Challenges — and Why They’re Being Overcome
Offshore wind isn’t without hurdles. Installation requires specialized vessels (e.g., jack-up installation ships costing $250–$400 million each), foundation engineering (monopiles, jackets, or floating platforms), and corrosion-resistant materials. Maintenance access is weather-dependent, increasing O&M costs to $55–$75/MWh — roughly double onshore levels.
Yet innovation is accelerating solutions:
- Floating wind technology unlocks deep-water sites (>60 m depth), which hold >80% of the world’s offshore wind potential. Hywind Tampen (Norway) and WindFloat Atlantic (Portugal) prove viability — with levelized costs projected to fall below $65/MWh by 2030 (IEA, 2023).
- U.S. domestic vessel construction is ramping up: Dominion Energy’s Charybdis, the first Jones Act-compliant wind turbine installation vessel, launched in 2024 with 2,800-ton crane capacity.
- Standardized foundations and modular substations cut installation time by up to 40%, as demonstrated by Ørsted’s Borkum Riffgrund 3 in Germany (completed in 14 months vs. industry average of 22).
Strategic Implications for Energy Policy and Investment
Nations with limited land but strong maritime access are prioritizing offshore wind as core infrastructure. The UK targets 50 GW offshore by 2030 — supplying ~one-third of national electricity.

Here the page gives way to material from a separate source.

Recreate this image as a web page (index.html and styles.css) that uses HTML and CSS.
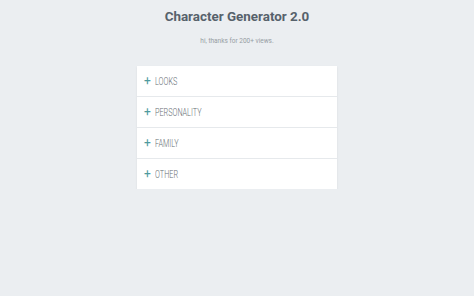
FILE: index.html
```html
<!DOCTYPE html>
<html lang="en">
<head>
    <meta charset="UTF-8">
    <meta name="viewport" content="width=device-width, initial-scale=1.0">
    <title>Character Generator 2.0</title>
    <link rel="stylesheet" href="styles.css">
</head>
<body>
    <div class="page">
        <h1>Character Generator 2.0</h1>
        <p class="subtitle">hi, thanks for 200+ views.</p>

        <div class="sections">
            <div class="section"><span class="plus">+</span><span class="label">LOOKS</span></div>
            <div class="section"><span class="plus">+</span><span class="label">PERSONALITY</span></div>
            <div class="section"><span class="plus">+</span><span class="label">FAMILY</span></div>
            <div class="section"><span class="plus">+</span><span class="label">OTHER</span></div>
        </div>
    </div>
</body>
</html>
```

FILE: styles.css
```css
body {
    margin: 0;
    background: #ebeef1;
    font-family: Roboto, "Liberation Sans", sans-serif;
}

.page {
    display: flex;
    flex-direction: column;
    align-items: center;
    padding-top: 8px;
}

h1 {
    margin: 0;
    font-size: 13.4px;
    font-weight: 700;
    color: #56616b;
    line-height: 18px;
}

.subtitle {
    margin: 11px 0 0;
    font-size: 6.5px;
    line-height: 9px;
    color: #969da3;
}

.sections {
    margin-top: 20px;
    width: 200px;
    background: white;
    box-shadow: 0 1px 2px rgba(0,0,0,0.08);
}

.section {
    display: flex;
    align-items: center;
    height: 30px;
    padding-left: 7px;
    border-bottom: 1px solid #e6e9ec;
}

.section:last-child {
    border-bottom: none;
}

.plus {
    font-size: 12px;
    color: #4e9a9e;
    width: 11px;
    line-height: 1;
}

.label {
    display: inline-block;
    font-size: 11.5px;
    font-weight: 300;
    color: #656d73;
    transform: scaleX(0.63);
    transform-origin: left center;
}
```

The EU aims for 120 GW by 2050. In the U.S., the Bureau of Ocean Energy Management (BOEM) has leased over 5.5 million acres across seven Atlantic and Gulf lease areas, supporting over 30 GW of planned capacity.
For developers, the long-term value proposition is clear: offshore wind assets have 30-year design lives, predictable revenue streams under power purchase agreements (PPAs) averaging 12–15 years, and high credit quality off-takers (e.g., NYPA, ConEdison, Eversource). A 2024 Lazard analysis shows offshore wind equity IRRs averaging 7.2–9.1% — competitive with utility-scale solar+storage (6.8–8.5%) and significantly higher than greenfield gas (4.3–5.9%).
People Also Ask
What is the minimum water depth for fixed-bottom offshore wind?

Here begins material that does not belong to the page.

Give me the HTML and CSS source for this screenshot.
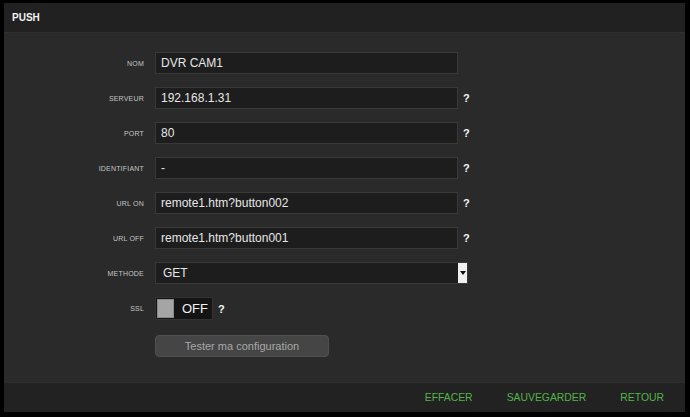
FILE: index.html
```html
<!DOCTYPE html>
<html lang="fr">
<head>
<meta charset="utf-8">
<title>Push</title>
<link rel="stylesheet" href="styles.css">
</head>
<body>
<div class="panel">
  <div class="panel-head">PUSH</div>
  <form class="panel-body">
    <div class="row">
      <label class="lbl">NOM</label>
      <div class="field"><span class="input">DVR CAM1</span></div>
    </div>
    <div class="row">
      <label class="lbl">SERVEUR</label>
      <div class="field"><span class="input">192.168.1.31</span><span class="help">?</span></div>
    </div>
    <div class="row">
      <label class="lbl">PORT</label>
      <div class="field"><span class="input">80</span><span class="help">?</span></div>
    </div>
    <div class="row">
      <label class="lbl">IDENTIFIANT</label>
      <div class="field"><span class="input">-</span><span class="help">?</span></div>
    </div>
    <div class="row">
      <label class="lbl">URL ON</label>
      <div class="field"><span class="input">remote1.htm?button002</span><span class="help">?</span></div>
    </div>
    <div class="row">
      <label class="lbl">URL OFF</label>
      <div class="field"><span class="input">remote1.htm?button001</span><span class="help">?</span></div>
    </div>
    <div class="row">
      <label class="lbl">METHODE</label>
      <div class="field">
        <span class="select">
          <span class="select-val">GET</span>
          <span class="select-btn"><svg width="6" height="4" viewBox="0 0 6 4"><path d="M0 0H6L3 4Z" fill="#111"/></svg></span>
        </span>
      </div>
    </div>
    <div class="row">
      <label class="lbl">SSL</label>
      <div class="field">
        <span class="toggle"><span class="knob"></span><span class="toggle-txt">OFF</span></span>
        <span class="help">?</span>
      </div>
    </div>
    <div class="row">
      <span class="lbl"></span>
      <div class="field"><span class="btn">Tester ma configuration</span></div>
    </div>
  </form>
  <div class="panel-foot">
    <a class="action">EFFACER</a>
    <a class="action">SAUVEGARDER</a>
    <a class="action">RETOUR</a>
  </div>
</div>
</body>
</html>
```
FILE: styles.css
```css
html, body {
  margin: 0;
  padding: 0;
  background: #000;
  font-family: "Liberation Sans", Arial, sans-serif;
}

.panel {
  margin: 3px 0 0 4px;
  width: 681px;
  height: 409px;
  display: flex;
  flex-direction: column;
  background: #2a2a2a;
}

.panel-head {
  height: 30px;
  flex: none;
  background: #212121;
  color: #f2f2f2;
  font-size: 10px;
  font-weight: bold;
  display: flex;
  align-items: center;
  padding-left: 8px;
  border-bottom: 1px solid #2f2f2f;
  box-sizing: border-box;
}

.panel-body {
  flex: 1;
  margin: 0;
  padding-top: 19px;
  display: flex;
  flex-direction: column;
  gap: 13px;
}

.row {
  display: grid;
  grid-template-columns: 140px 1fr;
  column-gap: 11px;
  align-items: center;
  min-height: 22px;
}

.lbl {
  text-align: right;
  color: #c4c4c4;
  font-size: 7px;
  letter-spacing: 0.2px;
}

.field {
  display: flex;
  align-items: center;
}

.input {
  box-sizing: border-box;
  width: 303px;
  height: 22px;
  background: #1d1d1d;
  border: 1px solid #393939;
  color: #e6e6e6;
  font-size: 12px;
  padding-left: 5px;
  display: flex;
  align-items: center;
}

.help {
  color: #f4f4f4;
  font-size: 11px;
  font-weight: bold;
  margin-left: 5px;
}

.select {
  box-sizing: border-box;
  width: 313px;
  height: 22px;
  background: #1d1d1d;
  border: 1px solid #393939;
  display: flex;
}

.select-val {
  flex: 1;
  color: #e6e6e6;
  font-size: 12px;
  padding-left: 7px;
  display: flex;
  align-items: center;
}

.select-btn {
  width: 9px;
  background: #f0f0f0;
  display: flex;
  align-items: center;
  justify-content: center;
}

.toggle {
  box-sizing: border-box;
  width: 58px;
  height: 23px;
  background: #141414;
  border: 1px solid #333;
  display: flex;
  align-items: center;
  padding-left: 1px;
}

.knob {
  width: 15px;
  height: 17px;
  background: #a5a5a5;
  border: 1px solid #8a8a8a;
}

.toggle-txt {
  color: #f0f0f0;
  font-size: 13px;
  margin-left: 8px;
}

.btn {
  box-sizing: border-box;
  width: 174px;
  height: 22px;
  margin-top: 2px;
  background: #454545;
  border: 1px solid #505050;
  border-radius: 4px;
  color: #a8a8a8;
  font-size: 11px;
  display: flex;
  align-items: center;
  justify-content: center;
}

.panel-foot {
  height: 30px;
  flex: none;
  background: #222;
  border-top: 1px solid #2e2e2e;
  box-sizing: border-box;
  display: flex;
  align-items: center;
  justify-content: flex-end;
  gap: 34px;
  padding-right: 21px;
}

.action {
  color: #54b348;
  font-size: 10.4px;
  cursor: pointer;
}
```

Fixed-bottom foundations (monopiles, jackets, tripods) are technically and economically viable in water depths up to ~60 meters. Beyond that, floating platforms become necessary.
How far offshore are wind farms typically built?
Most operational projects sit 15–50 km from shore — balancing wind resource strength, visual impact reduction, seabed conditions, and cable cost. Vineyard Wind 1 is 24 km offshore; Hornsea Two is 89 km out.
Do offshore wind farms harm marine life?
Rigorous environmental impact assessments are mandatory. Studies show pile-driving noise can temporarily displace marine mammals, but mitigation (bubble curtains, seasonal restrictions) reduces risk. Long-term monitoring at Denmark’s Horns Rev shows fish abundance increased around turbine foundations, which act as artificial reefs.
Can offshore wind replace fossil fuels entirely in coastal regions?
Not alone — but as part of a diversified clean portfolio, yes. New York State’s 9,000 MW offshore target (by 2035) will supply ~20% of its electricity demand, displacing ~2.3 million tons of CO₂ annually — equivalent to removing 500,000 cars from roads.
Why are U.S. offshore wind costs higher than Europe’s?
Three primary reasons: lack of dedicated installation vessels compliant with the Jones Act, immature domestic port infrastructure, and limited local supply chain (e.g., only two U.S. factories produce monopiles at scale as of 2024).
How do hurricanes affect offshore wind turbines?
Turbines in hurricane-prone zones (e.g., Gulf of Mexico) are engineered to IEC Class S (Special Design) standards, with survival wind speeds exceeding 70 m/s (157 mph). GE’s Cypress platform includes storm shutdown protocols and reinforced blades tested to withstand Category 4 conditions.